Up until June 2009 the invited artists Barby Asante, Mark Wilsher and Mandy McIntosh will developed separate projects engaging participants in the history and legacy of 3 sites. This blog will attempt to map out and document some the artists research and the development of the project leading up to group exhibition to be staged in bristol in the Summer 2009. I hope the blog with also act as a forum for comment, discussion and debate. I'll be making regular contributions to contextualize the project and hopefully the page will archive the overall projects development
Barby Asante, Mark Wilsher and Mandy McIntosh are working with:
Bristol’s Georgian House is an 18th century townhouse built for John Pinney, a West India merchant who retired to Bristol from the plantations. Due to conservation issues, it is difficult for the institution to increase its but the curator is keen for artists to explore the meanings present within the building and create greater understandings around its history.
The New Room – John Wesley's Chapel, is the oldest Methodist Chapel in the world with a unique history in relation to the bicentenary of the parliamentary Abolition, it was here Wesley wrote his paper Thoughts Upon Slavery in 1774. The Chapel is keen for its history to be re-interpreted and made relevant to contemporary debates around human trafficking.

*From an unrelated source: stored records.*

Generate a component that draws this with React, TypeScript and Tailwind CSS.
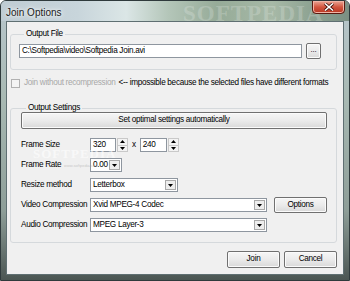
import React from 'react';

// small black triangle used by combos and spinners
const Tri = ({ dir = 'down' }: { dir?: 'up' | 'down' }) => (
  <svg width="5" height="3" viewBox="0 0 5 3">
    {dir === 'down' ? <polygon points="0,0 5,0 2.5,3" fill="#000" /> : <polygon points="0,3 5,3 2.5,0" fill="#000" />}
  </svg>
);

const Button = ({ children, className = '' }: { children: React.ReactNode; className?: string }) => (
  <div
    className={`flex items-center justify-center border border-[#707070] rounded-[2px] bg-gradient-to-b from-[#f6f6f6] via-[#ebebeb] to-[#d9d9d9] shadow-[inset_0_0_0_1px_#fbfbfb] ${className}`}
  >
    {children}
  </div>
);

const Combo = ({ value, className = '' }: { value: string; className?: string }) => (
  <div className={`flex items-center h-[14px] border border-[#8e969f] bg-white pl-[2px] pr-[1px] ${className}`}>
    <span className="leading-none">{value}</span>
    <div className="ml-auto w-[11px] h-[10px] flex items-center justify-center border border-[#a9a9a9] bg-[#ededed]">
      <Tri />
    </div>
  </div>
);

const Spin = ({ value, w }: { value: string; w: string }) => (
  <div className="flex items-center h-[14px]">
    <div className={`h-full flex items-center border border-[#8e969f] bg-white pl-[2px] ${w}`}>
      <span className="leading-none">{value}</span>
    </div>
    <div className="flex flex-col h-full w-[11px] ml-[1px]">
      <div className="flex-1 flex items-center justify-center border border-[#c9c9c9] bg-[#f3f3f3]">
        <Tri dir="up" />
      </div>
      <div className="flex-1 flex items-center justify-center border border-t-0 border-[#c9c9c9] bg-[#f3f3f3]">
        <Tri />
      </div>
    </div>
  </div>
);

const Row = ({ label, children }: { label: string; children: React.ReactNode }) => (
  <div className="flex items-center h-[16px]">
    <span className="w-[69px] shrink-0">{label}</span>
    {children}
  </div>
);

export default function App() {
  return (
    <div className="relative w-[350px] h-[281px] overflow-hidden whitespace-nowrap text-[8.2px] tracking-[-0.3px] text-black font-['Liberation_Sans',Arial,sans-serif] border border-[#2f3a3c] rounded-t-[6px] bg-[linear-gradient(180deg,#b9c7cd_0%,#a8b9b3_35%,#8e9e98_75%,#4b5653_100%)]">
      {/* title bar */}
      <div className="relative flex h-[20px] bg-[linear-gradient(90deg,#bfccd3_0%,#c8d5db_22%,#dbe6e6_36%,#b4c6b9_48%,#96ab98_62%,#a7b9a7_78%,#90a594_88%,#7b8f83_100%)]">
        <span className="pl-[5px] pt-[4px] text-[10px] tracking-normal text-[#1b1b1b] [text-shadow:0_0_6px_#ffffff,0_0_3px_#ffffff]">Join Options</span>
        <span className="absolute left-[182px] top-[-4px] text-[23px] font-bold tracking-[1px] text-white/20 font-['Liberation_Serif',serif]">SOFTPEDIA</span>
        <div className="relative ml-auto mr-[4px] w-[33px] h-[14px] mt-[-1px] flex items-center justify-center rounded-b-[4px] border border-[#5a1a10] bg-gradient-to-b from-[#e9a595] via-[#d2553f] to-[#b83621] shadow-[inset_0_0_0_1px_#f1b4a6]">
          <svg width="10" height="8" viewBox="0 0 10 8">
            <path d="M1 0.5 L9 7.5 M9 0.5 L1 7.5" stroke="#3a0c06" strokeWidth="3" />
            <path d="M1 0.5 L9 7.5 M9 0.5 L1 7.5" stroke="#ffffff" strokeWidth="1.6" />
          </svg>
        </div>
      </div>

      {/* client area */}
      <div className="relative mx-[5px] h-[254px] border border-[#5f6f72] bg-[#f0f0f0] flex flex-col">
        <fieldset className="mt-[8px] ml-[3px] mr-[6px] border border-[#d5d9dc] rounded-[3px] px-[8px] pb-[10px]">
          <legend className="ml-[5px] px-[2px] leading-[8px] h-[8px]">Output File</legend>
          <div className="mt-[5px] flex items-center h-[16px] gap-[4px]">
            <div className="w-[283px] h-[14px] flex items-center border border-[#8e969f] bg-white pl-[2px]">
              <span className="leading-none">C:\Softpedia\video\Softpedia Join.avi</span>
            </div>
            <Button className="w-[15px] h-[16px]">
              <span className="leading-none text-[8px] -mt-[2px]">...</span>
            </Button>
          </div>
        </fieldset>

        <div className="mt-[7px] ml-[4px] flex items-center h-[12px]">
          <div className="w-[9px] h-[9px] border border-[#b1b1b1] bg-[#f4f4f4]" />
          <span className="ml-[4px] text-[#a8a8a8]">Join without recompression</span>
          <span className="ml-[3px]">{'<-- impossible because the selected files have different formats'}</span>
        </div>

        <fieldset className="mt-[15px] ml-[3px] mr-[6px] border border-[#d5d9dc] rounded-[3px] pl-[10px] pr-[9px] pb-[9px]">
          <legend className="ml-[5px] px-[2px] leading-[8px] h-[8px]">Output Settings</legend>
          <Button className="h-[17px] w-full">Set optimal settings automatically</Button>
          <div className="mt-[8px] flex flex-col gap-[4px]">
            <Row label="Frame Size">
              <Spin value="320" w="w-[26px]" />
              <span className="mx-[4px]">x</span>
              <Spin value="240" w="w-[27px]" />
            </Row>
            <Row label="Frame Rate">
              <Combo value="0.00" className="w-[32px]" />
            </Row>
            <Row label="Resize method">
              <Combo value="Letterbox" className="w-[88px]" />
            </Row>
            <Row label="Video Compression">
              <Combo value="Xvid MPEG-4 Codec" className="w-[177px]" />
              <Button className="ml-[7px] w-[53px] h-[16px]">Options</Button>
            </Row>
            <Row label="Audio Compression">
              <Combo value="MPEG Layer-3" className="w-[177px]" />
            </Row>
          </div>
        </fieldset>

        <div className="mt-[8px] mr-[6px] flex justify-end gap-[4px]">
          <Button className="w-[53px] h-[17px]">Join</Button>
          <Button className="w-[53px] h-[17px]">Cancel</Button>
        </div>

        {/* faint watermark */}
        <span className="absolute left-[26px] top-[125px] text-[13px] leading-[13px] font-bold tracking-[1px] text-white/60 font-['Liberation_Serif',serif] pointer-events-none">SOFTPEDIA</span>
        <span className="absolute left-[57px] top-[142px] text-[4px] leading-[4px] tracking-normal text-[#9a9a9a]/50 pointer-events-none">www.softpedia.com</span>
      </div>
    </div>
  );
}
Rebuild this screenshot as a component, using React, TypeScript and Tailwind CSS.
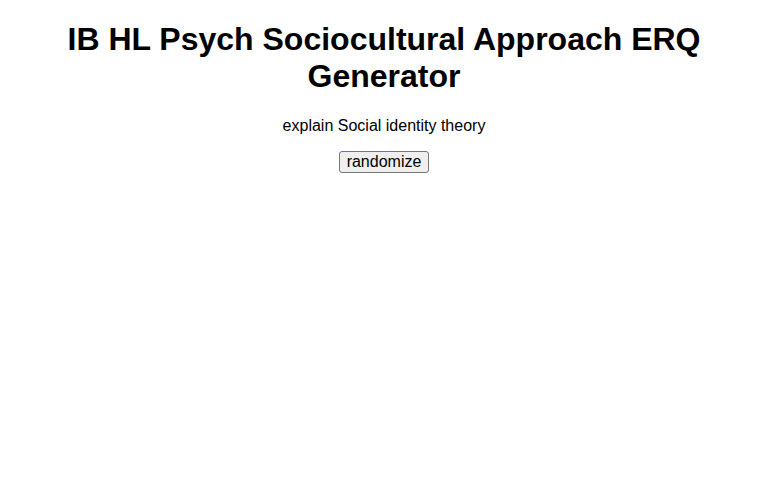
import { useState } from "react";

const prompts = [
  "explain Social identity theory",
  "evaluate Social cognitive theory",
  "discuss the formation of stereotypes",
  "evaluate research on enculturation",
];

export default function App() {
  const [prompt, setPrompt] = useState(prompts[0]);

  const randomize = () => {
    setPrompt(prompts[Math.floor(Math.random() * prompts.length)]);
  };

  return (
    <div className="min-h-screen bg-white text-black text-center font-['Liberation_Sans',Arial,sans-serif]">
      <h1 className="text-[32px] leading-[37px] font-bold pt-[21px] mb-[22px]">
        IB HL Psych Sociocultural Approach ERQ Generator
      </h1>
      <p className="text-base leading-[18px] mb-[15px]">{prompt}</p>
      <button
        onClick={randomize}
        className="text-base leading-[18px] px-[7px] py-px border border-[#767676] rounded-[3px] bg-[#efefef] text-black"
      >
        randomize
      </button>
    </div>
  );
}
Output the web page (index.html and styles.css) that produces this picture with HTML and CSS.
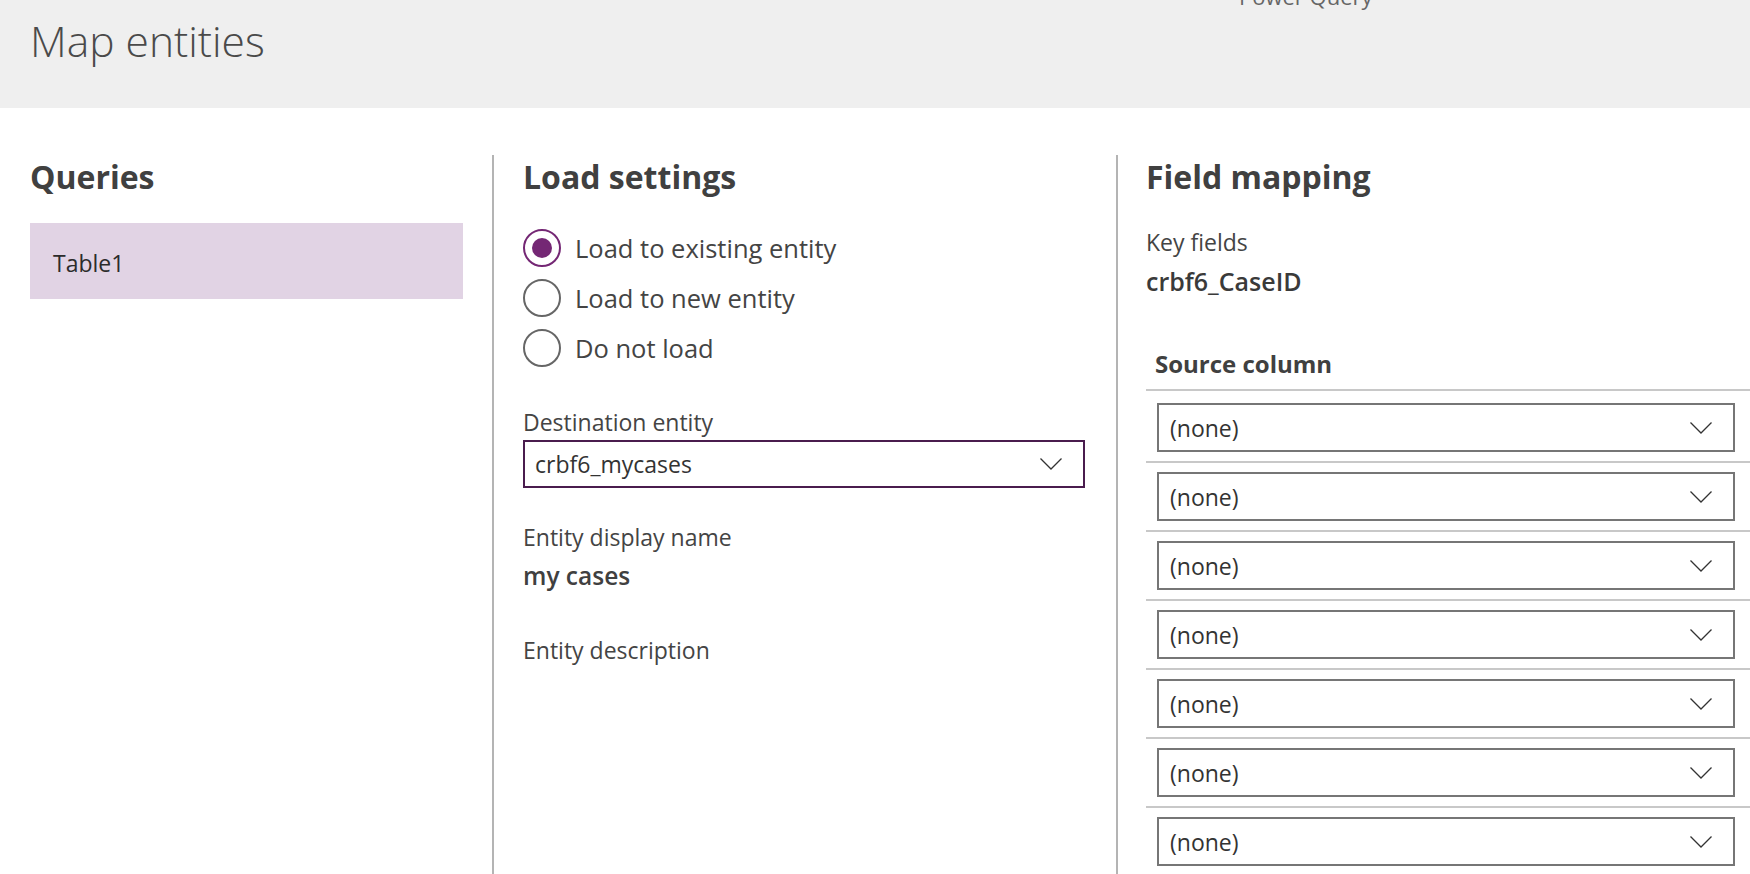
FILE: index.html
```html
<!DOCTYPE html>
<html lang="en">
<head>
<meta charset="utf-8">
<title>Map entities</title>
<link rel="stylesheet" href="styles.css">
</head>
<body>
<header class="header">
  <div class="app-name">Power Query</div>
  <h1 class="title">Map entities</h1>
</header>
<main class="columns">
  <section class="col col-queries">
    <h2 class="heading">Queries</h2>
    <div class="query-item">Table1</div>
  </section>
  <section class="col col-load">
    <h2 class="heading">Load settings</h2>
    <div class="radio-group">
      <div class="radio-row"><span class="radio checked"><span class="dot"></span></span><span class="radio-label">Load to existing entity</span></div>
      <div class="radio-row"><span class="radio"></span><span class="radio-label">Load to new entity</span></div>
      <div class="radio-row"><span class="radio"></span><span class="radio-label">Do not load</span></div>
    </div>
    <div class="label label-dest">Destination entity</div>
    <div class="dropdown dropdown-focus">
      <span class="dd-text">crbf6_mycases</span>
      <svg class="chev" width="24" height="14" viewBox="0 0 24 14"><polyline points="1.5,1.5 12,12 22.5,1.5" fill="none" stroke="#333" stroke-width="1.3"/></svg>
    </div>
    <div class="label label-display">Entity display name</div>
    <div class="value">my cases</div>
    <div class="label label-desc">Entity description</div>
  </section>
  <section class="col col-map">
    <h2 class="heading">Field mapping</h2>
    <div class="label label-key">Key fields</div>
    <div class="value value-key">crbf6_CaseID</div>
    <div class="map-table">
      <div class="map-head">Source column</div>
      <div class="map-row first"><div class="dropdown"><span class="dd-text">(none)</span><svg class="chev" width="24" height="14" viewBox="0 0 24 14"><polyline points="1.5,1.5 12,12 22.5,1.5" fill="none" stroke="#333" stroke-width="1.3"/></svg></div></div>
      <div class="map-row"><div class="dropdown"><span class="dd-text">(none)</span><svg class="chev" width="24" height="14" viewBox="0 0 24 14"><polyline points="1.5,1.5 12,12 22.5,1.5" fill="none" stroke="#333" stroke-width="1.3"/></svg></div></div>
      <div class="map-row"><div class="dropdown"><span class="dd-text">(none)</span><svg class="chev" width="24" height="14" viewBox="0 0 24 14"><polyline points="1.5,1.5 12,12 22.5,1.5" fill="none" stroke="#333" stroke-width="1.3"/></svg></div></div>
      <div class="map-row"><div class="dropdown"><span class="dd-text">(none)</span><svg class="chev" width="24" height="14" viewBox="0 0 24 14"><polyline points="1.5,1.5 12,12 22.5,1.5" fill="none" stroke="#333" stroke-width="1.3"/></svg></div></div>
      <div class="map-row"><div class="dropdown"><span class="dd-text">(none)</span><svg class="chev" width="24" height="14" viewBox="0 0 24 14"><polyline points="1.5,1.5 12,12 22.5,1.5" fill="none" stroke="#333" stroke-width="1.3"/></svg></div></div>
      <div class="map-row"><div class="dropdown"><span class="dd-text">(none)</span><svg class="chev" width="24" height="14" viewBox="0 0 24 14"><polyline points="1.5,1.5 12,12 22.5,1.5" fill="none" stroke="#333" stroke-width="1.3"/></svg></div></div>
      <div class="map-row"><div class="dropdown"><span class="dd-text">(none)</span><svg class="chev" width="24" height="14" viewBox="0 0 24 14"><polyline points="1.5,1.5 12,12 22.5,1.5" fill="none" stroke="#333" stroke-width="1.3"/></svg></div></div>
      <div class="map-row"><div class="dropdown"><span class="dd-text">(none)</span><svg class="chev" width="24" height="14" viewBox="0 0 24 14"><polyline points="1.5,1.5 12,12 22.5,1.5" fill="none" stroke="#333" stroke-width="1.3"/></svg></div></div>
    </div>
  </section>
</main>
</body>
</html>
```
FILE: styles.css
```css
* { box-sizing: border-box; }
html, body {
  margin: 0;
  padding: 0;
  height: 874px;
  overflow: hidden;
  background: #fff;
}
body {
  font-family: "Open Sans", "Noto Sans", sans-serif;
  color: #444;
}
.header {
  position: relative;
  height: 108px;
  background: #efefef;
  padding: 11px 0 0 30px;
}
.title {
  margin: 0;
  font-size: 42.5px;
  font-weight: 300;
  line-height: 60px;
  color: #4a4a4a;
}
.app-name {
  position: absolute;
  left: 1239px;
  top: -19px;
  font-size: 22px;
  line-height: 30px;
  color: #666;
}
.columns {
  display: grid;
  grid-template-columns: 494px 624px 1fr;
  margin-top: 47px;
  height: 719px;
}
.col {
  padding-top: 2px;
  overflow: hidden;
}
.col-queries {
  padding-left: 30px;
  padding-right: 29px;
  border-right: 2px solid #b4b4b4;
}
.col-load {
  padding-left: 29px;
  padding-right: 31px;
  border-right: 2px solid #b4b4b4;
}
.col-map {
  padding-left: 28px;
}
.heading {
  margin: 0;
  font-size: 32px;
  font-weight: 700;
  line-height: 40px;
  color: #404040;
}
.query-item {
  margin-top: 26px;
  height: 76px;
  background: #e1d3e4;
  display: flex;
  align-items: center;
  padding: 4px 0 0 23px;
  font-size: 23px;
  color: #2b2b2b;
}
.radio-group {
  margin-top: 26px;
}
.radio-row {
  height: 50px;
  display: flex;
  align-items: center;
  gap: 14px;
}
.radio {
  width: 38px;
  height: 38px;
  border-radius: 50%;
  border: 2px solid #666;
  display: flex;
  align-items: center;
  justify-content: center;
  flex: none;
}
.radio.checked {
  border-color: #742774;
}
.dot {
  width: 20px;
  height: 20px;
  border-radius: 50%;
  background: #742774;
}
.radio-label {
  font-size: 25.5px;
  color: #444;
  line-height: 30px;
}
.label {
  font-size: 23px;
  line-height: 30px;
  color: #444;
}
.label-dest { margin-top: 34px; }
.label-display { margin-top: 34px; }
.label-desc { margin-top: 44px; }
.label-key { margin-top: 30px; }
.value {
  margin-top: 9px;
  font-size: 24.5px;
  font-weight: 600;
  line-height: 30px;
  color: #404040;
}
.value-key {
  font-size: 25px;
  font-weight: 600;
  color: #3a3a3a;
}
.dropdown {
  height: 49px;
  border: 2px solid #767676;
  display: flex;
  align-items: center;
  justify-content: space-between;
  padding: 0 20px 0 10px;
  font-size: 23px;
  color: #333;
}
.dropdown-focus {
  margin-top: 3px;
  height: 48px;
  border-color: #4a1c4e;
}
.chev { flex: none; }
.map-table {
  margin-top: 53px;
}
.map-head {
  font-size: 24px;
  font-weight: 700;
  line-height: 30px;
  color: #404040;
  padding: 0 0 10px 9px;
  border-bottom: 2px solid #c8c8c8;
}
.map-row {
  padding: 9px 15px 9px 11px;
  border-bottom: 2px solid #c8c8c8;
}
.map-row.first {
  padding-top: 12px;
}
.map-row .dropdown {
  padding-left: 11px;
}
```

The Bamboo Club – a legendary venue in St Pauls – encouraged social interaction between communities through music and dance at a time when there was still a colour bar preventing employment of black people drivers or conductors on Bristol buses. The venue held powerful resonance for many Bristolians now aged 55 and over, and its heritage exists largely through reminiscences, the ongoing friendships it fostered and the positive affirmation of community relations it represented. The Bamboo Club burnt down in 1977.